Its worth noting a few of the options:
-s 27700 sets the co-ordinate system to the OS SRID
-I creates a spacial index on the data to significantly improve the table’s performance
-t 200x200 is the tile size in pixels. Terrain50 data is supplied in 10km by 10km squares where each pixel represents 50 metres
os.terrain50 is the target table
(running the command with no options will give you a full list, including how to specify the server, etc)
When its finished loading you should have a new table with three columns and a little over 2800 rows:
rid – a unique raster id number
rast – the geographical raster data in a single unreadable column
filename – the name of the source raster file (e.g SP50.asc)
Using the data
So you now have a table containing the elevation data for the whole of Great Britain.
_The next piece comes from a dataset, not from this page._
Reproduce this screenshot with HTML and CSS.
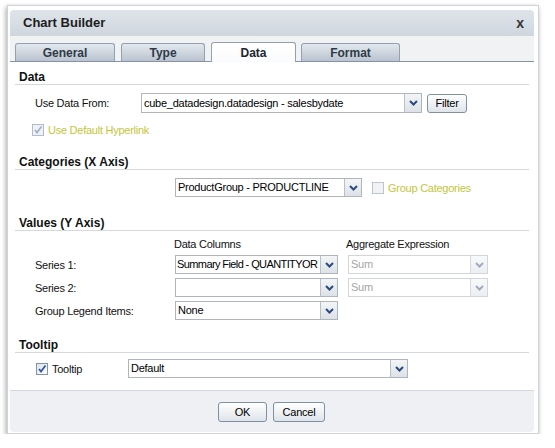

If you switch to QGIS and look in the DB Manager you’ll now see the table listed, and if you wanted to you could right-click on it and add it to your map canvas – if you really wanted to load the whole of the UK in one go.
So far everything feels familiar if you’re used to playing with vector data in a Postgres database. So here’s the first difference I’ve found – if you did add the table to your canvas and right-click on it there’s no “filter” option to reduce the data down to, say, a single tile. Equally, you can’t simply add an SQL query in the DB Manager to limit the scope.
Instead you need to create a database view of the data you want, and that can be loaded. But first…
Tiles? What tiles?
And here is the next trick I stumbled upon. The OS data is delivered in 10 km tiles – but which tile do you need for a specific area?
Charles Roper has the answer – he’s created a series of GIS shape files for each of the usual tile sizes. You can download them here.
If you load these into your database, then you can do quick look-ups to see which tiles you need, say, for a given postcode using the open data Codepoint:
SELECT p.postcode, osgb.tile_name
FROM os.osgb_grid_5km AS osgb,
os.codepoint AS p
WHERE ST_Within(p.the_geom, osgb.the_geom)
AND p.postcode = 'OX285FE';
Viewing the rasters
Back to viewing raster data. Lets say you wanted to load the terrain information for all of West Oxfordshire, you’ve loaded Charles Roper’s data and you have the free OS BoundaryLine data.
First you’ll need to create a database view which contains just the data you want with something like this:
CREATE OR REPLACE VIEW os.terrain50_west_oxon AS (
SELECT 1 AS rid, ST_Clip(ST_Union(t.rast), d.the_geom)
FROM os.osgb_grid_10km AS osgb,
os.district_borough_unitary AS d,
os.terrain50 AS t
WHERE ST_Intersects(d.the_geom, osgb.the_geom)
AND d.name LIKE 'West Oxfordshire %'
AND t.filename = osgb.tile_name || '.asc'
GROUP BY d.the_geom
(This could all be entered from DB Manager SQL Window within QGIS or externally using pgAdmin, etc.)
Lets unpack this a bit. The query uses three tables – the terrain rasters, Charles Roper’s 10km look-up table, and the District Council boundary data:
d.name LIKE 'West Oxfordshire %' limits the district table to just West Oxfordshire
ST_Intersects(d.the_geom, osgb.the_geom) picks only those OS tiles that intersect with West Oxfordshire
t.filename = osgb.tile_name || '.asc' links the list of tiles to the terrain file names
ST_Clip(ST_Union(t.rast), d.the_geom) merges all the geographical raster data into a single block (
ST_Union) and clips it to the West Oxfordshire boundary (
Now, when you return to the DB Manager in QGIS you’ll notice there is an additional raster layer, and adding that to the canvas will load just the clipped data.
PostGIS Raster Layer in QGIS
At first sight this might all seem like a lot of work to load some raster data but once the data is loaded this process is actually pretty efficient, and creating a view to load a query is not really any more cumbersome than creating the script to load the query directly.
On the up-side, I’ve found the performance of indexed raster tables to be very, very good – once the script is ready it take runs in around 20 ms to create the view, and loading it into QGIS is just as quick as any vector data.
Also being able to load the tiles on-the fly with a simple look-up is so much easier than having to search for the right tiles, loading them individually, and then often having to create a virtual raster to merge the tiles into a single elevation model to work on.
This is all new to me, and the array of raster functions in PostGIS at the moment looks pretty daunting, but just being able to load raster maps on the fly without having to waste time looking up the right tiles is worth the effort – who knows where it will now take me as I start the learn it true potential!